» Request
Copy out all the lines where "with" shows up.

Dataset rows

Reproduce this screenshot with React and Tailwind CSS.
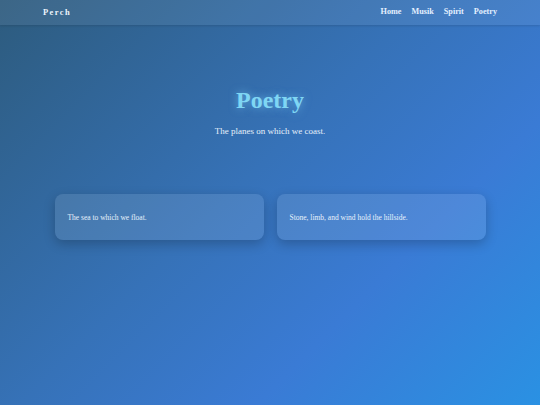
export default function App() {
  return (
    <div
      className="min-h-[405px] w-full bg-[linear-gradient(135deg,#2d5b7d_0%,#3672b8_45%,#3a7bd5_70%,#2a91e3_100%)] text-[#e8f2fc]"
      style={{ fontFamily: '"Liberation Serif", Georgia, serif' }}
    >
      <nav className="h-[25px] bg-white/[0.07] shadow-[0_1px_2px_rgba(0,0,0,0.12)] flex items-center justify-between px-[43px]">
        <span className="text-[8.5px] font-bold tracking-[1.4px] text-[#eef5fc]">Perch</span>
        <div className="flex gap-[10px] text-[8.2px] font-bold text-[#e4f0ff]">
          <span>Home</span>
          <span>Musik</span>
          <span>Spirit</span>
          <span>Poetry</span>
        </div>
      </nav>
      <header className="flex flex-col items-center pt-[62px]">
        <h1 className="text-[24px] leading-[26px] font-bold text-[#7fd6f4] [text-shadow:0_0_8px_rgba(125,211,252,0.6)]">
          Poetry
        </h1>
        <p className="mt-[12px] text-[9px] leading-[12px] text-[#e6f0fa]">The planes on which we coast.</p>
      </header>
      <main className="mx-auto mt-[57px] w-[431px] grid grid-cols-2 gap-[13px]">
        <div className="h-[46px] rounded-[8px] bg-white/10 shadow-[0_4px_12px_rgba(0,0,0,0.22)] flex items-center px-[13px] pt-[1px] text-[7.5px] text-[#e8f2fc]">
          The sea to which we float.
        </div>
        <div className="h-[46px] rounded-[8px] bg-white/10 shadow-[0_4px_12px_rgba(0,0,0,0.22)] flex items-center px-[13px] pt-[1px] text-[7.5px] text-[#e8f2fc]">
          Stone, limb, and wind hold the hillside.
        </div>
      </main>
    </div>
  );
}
* * *
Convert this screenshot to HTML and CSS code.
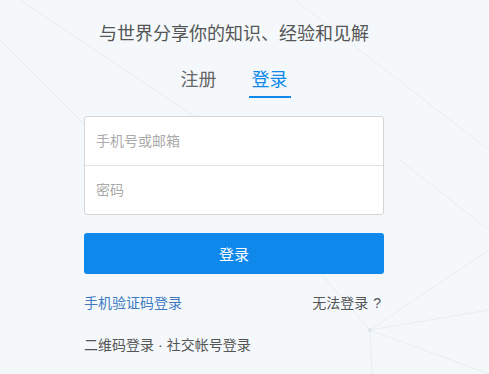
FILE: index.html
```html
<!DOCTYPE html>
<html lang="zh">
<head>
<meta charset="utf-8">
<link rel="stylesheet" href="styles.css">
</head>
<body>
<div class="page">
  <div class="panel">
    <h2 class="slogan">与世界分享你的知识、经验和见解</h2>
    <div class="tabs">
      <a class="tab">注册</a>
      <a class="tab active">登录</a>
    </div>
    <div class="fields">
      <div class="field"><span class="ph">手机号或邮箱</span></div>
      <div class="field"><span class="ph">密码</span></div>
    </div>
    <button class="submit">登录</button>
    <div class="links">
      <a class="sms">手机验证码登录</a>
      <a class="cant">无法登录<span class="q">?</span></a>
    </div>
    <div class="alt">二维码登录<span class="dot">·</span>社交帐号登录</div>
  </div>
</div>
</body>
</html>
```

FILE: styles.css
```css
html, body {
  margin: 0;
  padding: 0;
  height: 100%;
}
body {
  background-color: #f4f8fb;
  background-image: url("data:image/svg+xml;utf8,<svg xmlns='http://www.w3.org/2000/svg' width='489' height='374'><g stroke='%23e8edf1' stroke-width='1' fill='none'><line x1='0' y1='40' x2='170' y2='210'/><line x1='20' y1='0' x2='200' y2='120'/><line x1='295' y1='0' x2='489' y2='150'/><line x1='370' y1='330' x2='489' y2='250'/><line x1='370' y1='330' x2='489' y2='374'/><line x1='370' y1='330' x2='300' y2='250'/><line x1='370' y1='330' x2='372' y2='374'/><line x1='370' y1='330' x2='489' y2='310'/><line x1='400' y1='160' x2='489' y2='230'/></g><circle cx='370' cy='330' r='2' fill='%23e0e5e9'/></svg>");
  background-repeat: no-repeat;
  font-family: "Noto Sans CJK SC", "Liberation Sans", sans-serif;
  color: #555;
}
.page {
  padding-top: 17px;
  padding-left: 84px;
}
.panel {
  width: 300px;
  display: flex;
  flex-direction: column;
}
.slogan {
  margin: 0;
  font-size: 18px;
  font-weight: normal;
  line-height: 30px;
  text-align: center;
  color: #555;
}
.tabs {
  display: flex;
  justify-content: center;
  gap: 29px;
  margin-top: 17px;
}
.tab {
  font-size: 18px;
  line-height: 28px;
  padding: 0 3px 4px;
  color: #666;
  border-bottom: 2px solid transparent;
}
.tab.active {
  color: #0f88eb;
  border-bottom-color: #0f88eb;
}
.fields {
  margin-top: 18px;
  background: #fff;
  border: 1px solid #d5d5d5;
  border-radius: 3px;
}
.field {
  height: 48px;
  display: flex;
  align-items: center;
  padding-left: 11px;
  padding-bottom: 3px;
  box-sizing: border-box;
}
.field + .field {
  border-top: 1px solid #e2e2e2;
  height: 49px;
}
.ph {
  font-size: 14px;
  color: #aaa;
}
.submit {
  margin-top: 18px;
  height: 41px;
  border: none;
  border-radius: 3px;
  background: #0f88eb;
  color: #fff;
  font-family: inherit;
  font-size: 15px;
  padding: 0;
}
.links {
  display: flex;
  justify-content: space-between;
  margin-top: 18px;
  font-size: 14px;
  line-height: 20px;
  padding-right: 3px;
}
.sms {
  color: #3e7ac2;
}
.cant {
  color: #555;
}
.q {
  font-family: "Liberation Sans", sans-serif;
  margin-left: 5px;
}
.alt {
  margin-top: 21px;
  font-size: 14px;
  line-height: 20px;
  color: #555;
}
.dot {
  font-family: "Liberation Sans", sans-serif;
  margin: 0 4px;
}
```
* * *
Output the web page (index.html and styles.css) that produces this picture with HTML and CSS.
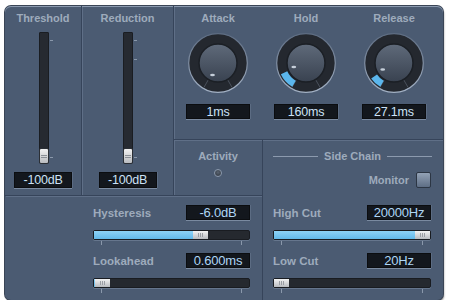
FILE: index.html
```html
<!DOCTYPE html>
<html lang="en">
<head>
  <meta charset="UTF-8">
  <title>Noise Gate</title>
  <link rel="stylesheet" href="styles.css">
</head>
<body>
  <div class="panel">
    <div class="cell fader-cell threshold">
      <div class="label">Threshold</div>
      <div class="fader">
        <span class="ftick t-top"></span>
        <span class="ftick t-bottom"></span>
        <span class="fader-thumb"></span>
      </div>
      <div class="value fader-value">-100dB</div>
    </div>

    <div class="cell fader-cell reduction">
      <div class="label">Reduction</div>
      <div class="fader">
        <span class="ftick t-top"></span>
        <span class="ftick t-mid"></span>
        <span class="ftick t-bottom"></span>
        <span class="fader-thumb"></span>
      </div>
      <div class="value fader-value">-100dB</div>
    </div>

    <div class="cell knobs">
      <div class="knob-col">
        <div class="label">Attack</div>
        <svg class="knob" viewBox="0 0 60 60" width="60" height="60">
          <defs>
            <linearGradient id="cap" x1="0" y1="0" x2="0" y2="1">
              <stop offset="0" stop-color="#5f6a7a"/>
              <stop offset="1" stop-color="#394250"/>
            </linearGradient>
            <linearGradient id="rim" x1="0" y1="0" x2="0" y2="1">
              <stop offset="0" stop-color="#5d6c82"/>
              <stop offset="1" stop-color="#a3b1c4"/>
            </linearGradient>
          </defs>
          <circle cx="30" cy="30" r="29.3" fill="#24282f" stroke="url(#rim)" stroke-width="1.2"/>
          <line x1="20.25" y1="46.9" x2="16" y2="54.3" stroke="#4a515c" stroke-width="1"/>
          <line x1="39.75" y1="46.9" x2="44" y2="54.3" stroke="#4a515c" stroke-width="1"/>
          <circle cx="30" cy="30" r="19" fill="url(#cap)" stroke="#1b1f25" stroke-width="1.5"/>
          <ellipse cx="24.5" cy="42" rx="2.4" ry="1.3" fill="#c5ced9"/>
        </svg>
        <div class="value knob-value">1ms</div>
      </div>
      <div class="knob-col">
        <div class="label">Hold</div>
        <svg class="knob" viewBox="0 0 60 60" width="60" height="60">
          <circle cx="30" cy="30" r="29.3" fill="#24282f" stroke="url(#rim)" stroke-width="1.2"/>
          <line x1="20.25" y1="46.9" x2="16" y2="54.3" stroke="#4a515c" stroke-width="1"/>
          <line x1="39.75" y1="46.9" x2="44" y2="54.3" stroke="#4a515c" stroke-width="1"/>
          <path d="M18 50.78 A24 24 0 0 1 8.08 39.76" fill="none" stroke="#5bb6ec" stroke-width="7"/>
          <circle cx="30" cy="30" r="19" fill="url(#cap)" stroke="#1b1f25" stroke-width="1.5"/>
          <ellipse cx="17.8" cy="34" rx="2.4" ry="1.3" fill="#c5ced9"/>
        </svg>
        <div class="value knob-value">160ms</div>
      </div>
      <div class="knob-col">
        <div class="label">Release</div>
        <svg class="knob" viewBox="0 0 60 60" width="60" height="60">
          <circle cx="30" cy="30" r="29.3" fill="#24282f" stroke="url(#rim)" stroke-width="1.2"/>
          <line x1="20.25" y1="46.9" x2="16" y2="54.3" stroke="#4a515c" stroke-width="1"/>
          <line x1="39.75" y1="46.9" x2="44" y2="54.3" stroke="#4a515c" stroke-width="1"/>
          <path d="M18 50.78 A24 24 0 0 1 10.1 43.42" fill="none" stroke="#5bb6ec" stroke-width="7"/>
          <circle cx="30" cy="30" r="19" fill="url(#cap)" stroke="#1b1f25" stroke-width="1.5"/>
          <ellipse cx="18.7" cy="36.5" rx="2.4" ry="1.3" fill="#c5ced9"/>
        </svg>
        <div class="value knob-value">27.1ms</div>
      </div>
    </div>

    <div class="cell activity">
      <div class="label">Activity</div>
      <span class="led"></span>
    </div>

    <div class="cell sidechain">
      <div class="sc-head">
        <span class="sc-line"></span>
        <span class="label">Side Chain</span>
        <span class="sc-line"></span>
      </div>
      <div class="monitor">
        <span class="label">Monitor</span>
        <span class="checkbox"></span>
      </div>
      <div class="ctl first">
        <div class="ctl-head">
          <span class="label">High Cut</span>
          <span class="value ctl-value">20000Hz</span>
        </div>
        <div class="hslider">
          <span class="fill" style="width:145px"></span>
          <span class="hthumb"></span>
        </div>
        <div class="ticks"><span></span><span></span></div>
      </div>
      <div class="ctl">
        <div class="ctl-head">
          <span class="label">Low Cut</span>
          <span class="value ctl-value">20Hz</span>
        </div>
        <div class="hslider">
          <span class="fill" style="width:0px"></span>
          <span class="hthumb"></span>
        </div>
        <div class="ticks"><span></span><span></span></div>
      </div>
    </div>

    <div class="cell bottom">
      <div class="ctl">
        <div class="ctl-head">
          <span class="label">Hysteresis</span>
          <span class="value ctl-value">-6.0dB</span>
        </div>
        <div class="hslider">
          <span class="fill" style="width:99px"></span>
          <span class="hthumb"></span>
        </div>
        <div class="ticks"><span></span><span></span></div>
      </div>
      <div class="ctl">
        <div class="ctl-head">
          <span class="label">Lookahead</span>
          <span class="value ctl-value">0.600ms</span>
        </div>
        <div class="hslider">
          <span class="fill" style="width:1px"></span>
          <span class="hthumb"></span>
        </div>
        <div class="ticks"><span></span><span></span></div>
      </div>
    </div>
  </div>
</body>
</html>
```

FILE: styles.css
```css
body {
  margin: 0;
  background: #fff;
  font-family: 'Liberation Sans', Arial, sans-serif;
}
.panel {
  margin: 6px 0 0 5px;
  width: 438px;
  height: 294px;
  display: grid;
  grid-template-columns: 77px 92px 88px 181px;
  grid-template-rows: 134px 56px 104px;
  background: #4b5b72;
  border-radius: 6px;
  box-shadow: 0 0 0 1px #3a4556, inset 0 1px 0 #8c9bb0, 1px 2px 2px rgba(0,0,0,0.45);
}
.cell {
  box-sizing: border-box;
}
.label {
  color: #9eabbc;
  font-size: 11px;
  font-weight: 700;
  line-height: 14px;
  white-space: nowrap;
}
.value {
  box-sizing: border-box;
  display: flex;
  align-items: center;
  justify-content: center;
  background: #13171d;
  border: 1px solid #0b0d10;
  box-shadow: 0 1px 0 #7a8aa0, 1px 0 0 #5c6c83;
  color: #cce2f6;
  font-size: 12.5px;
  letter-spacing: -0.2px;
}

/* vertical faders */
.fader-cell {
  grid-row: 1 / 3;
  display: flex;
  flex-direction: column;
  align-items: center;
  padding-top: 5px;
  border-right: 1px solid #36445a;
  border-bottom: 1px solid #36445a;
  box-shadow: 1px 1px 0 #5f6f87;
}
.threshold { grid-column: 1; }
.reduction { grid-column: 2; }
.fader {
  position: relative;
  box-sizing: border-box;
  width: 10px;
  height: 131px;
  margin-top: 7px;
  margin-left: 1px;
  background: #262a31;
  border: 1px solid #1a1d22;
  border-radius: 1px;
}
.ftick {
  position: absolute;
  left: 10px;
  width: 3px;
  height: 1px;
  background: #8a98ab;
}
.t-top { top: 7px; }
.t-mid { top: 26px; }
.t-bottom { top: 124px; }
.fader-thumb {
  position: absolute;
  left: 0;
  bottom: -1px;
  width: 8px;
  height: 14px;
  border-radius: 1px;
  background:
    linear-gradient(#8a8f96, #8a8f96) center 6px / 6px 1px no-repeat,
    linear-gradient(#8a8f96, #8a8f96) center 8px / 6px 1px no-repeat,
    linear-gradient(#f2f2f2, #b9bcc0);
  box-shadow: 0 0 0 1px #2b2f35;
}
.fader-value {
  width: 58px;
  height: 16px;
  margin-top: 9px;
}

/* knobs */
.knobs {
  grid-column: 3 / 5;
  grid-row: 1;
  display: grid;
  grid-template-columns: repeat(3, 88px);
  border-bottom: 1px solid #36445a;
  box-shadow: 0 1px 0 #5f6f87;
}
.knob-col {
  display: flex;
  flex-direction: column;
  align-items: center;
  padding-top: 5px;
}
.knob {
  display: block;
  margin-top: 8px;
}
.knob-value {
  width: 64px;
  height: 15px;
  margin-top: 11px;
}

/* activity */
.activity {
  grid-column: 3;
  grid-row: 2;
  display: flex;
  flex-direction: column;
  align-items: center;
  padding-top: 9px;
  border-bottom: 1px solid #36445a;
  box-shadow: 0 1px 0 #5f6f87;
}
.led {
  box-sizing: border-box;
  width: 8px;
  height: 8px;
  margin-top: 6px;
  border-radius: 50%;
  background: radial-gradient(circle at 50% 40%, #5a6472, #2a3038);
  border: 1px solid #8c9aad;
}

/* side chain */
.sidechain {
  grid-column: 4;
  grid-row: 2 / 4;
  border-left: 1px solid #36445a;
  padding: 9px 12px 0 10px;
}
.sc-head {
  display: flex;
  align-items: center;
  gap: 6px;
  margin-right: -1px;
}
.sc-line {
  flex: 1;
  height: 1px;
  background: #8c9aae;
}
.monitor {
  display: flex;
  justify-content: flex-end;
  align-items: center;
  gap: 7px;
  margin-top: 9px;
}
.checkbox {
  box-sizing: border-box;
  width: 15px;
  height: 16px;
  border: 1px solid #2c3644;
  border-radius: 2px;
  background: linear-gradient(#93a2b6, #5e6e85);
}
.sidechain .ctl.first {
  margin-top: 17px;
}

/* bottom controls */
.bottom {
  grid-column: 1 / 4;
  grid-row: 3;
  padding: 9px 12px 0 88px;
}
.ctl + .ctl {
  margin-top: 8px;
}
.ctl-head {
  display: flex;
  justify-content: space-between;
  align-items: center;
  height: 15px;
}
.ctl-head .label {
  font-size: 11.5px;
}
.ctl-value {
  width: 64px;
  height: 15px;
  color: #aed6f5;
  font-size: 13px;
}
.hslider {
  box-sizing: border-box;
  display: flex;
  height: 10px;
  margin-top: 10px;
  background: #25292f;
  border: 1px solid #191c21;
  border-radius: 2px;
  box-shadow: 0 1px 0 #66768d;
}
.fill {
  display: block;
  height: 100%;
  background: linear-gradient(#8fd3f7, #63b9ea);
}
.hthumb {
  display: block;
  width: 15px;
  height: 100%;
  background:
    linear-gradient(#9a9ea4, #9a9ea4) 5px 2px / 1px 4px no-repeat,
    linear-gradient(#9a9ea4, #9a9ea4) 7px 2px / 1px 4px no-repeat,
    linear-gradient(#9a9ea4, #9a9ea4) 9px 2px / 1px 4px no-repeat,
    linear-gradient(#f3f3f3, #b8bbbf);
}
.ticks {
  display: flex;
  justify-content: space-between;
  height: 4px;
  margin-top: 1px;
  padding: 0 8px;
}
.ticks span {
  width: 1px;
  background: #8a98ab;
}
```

» Exercise answer
Reproduce this screenshot with React and Tailwind CSS.
Output the web page (index.html and styles.css) that produces this picture with HTML and CSS.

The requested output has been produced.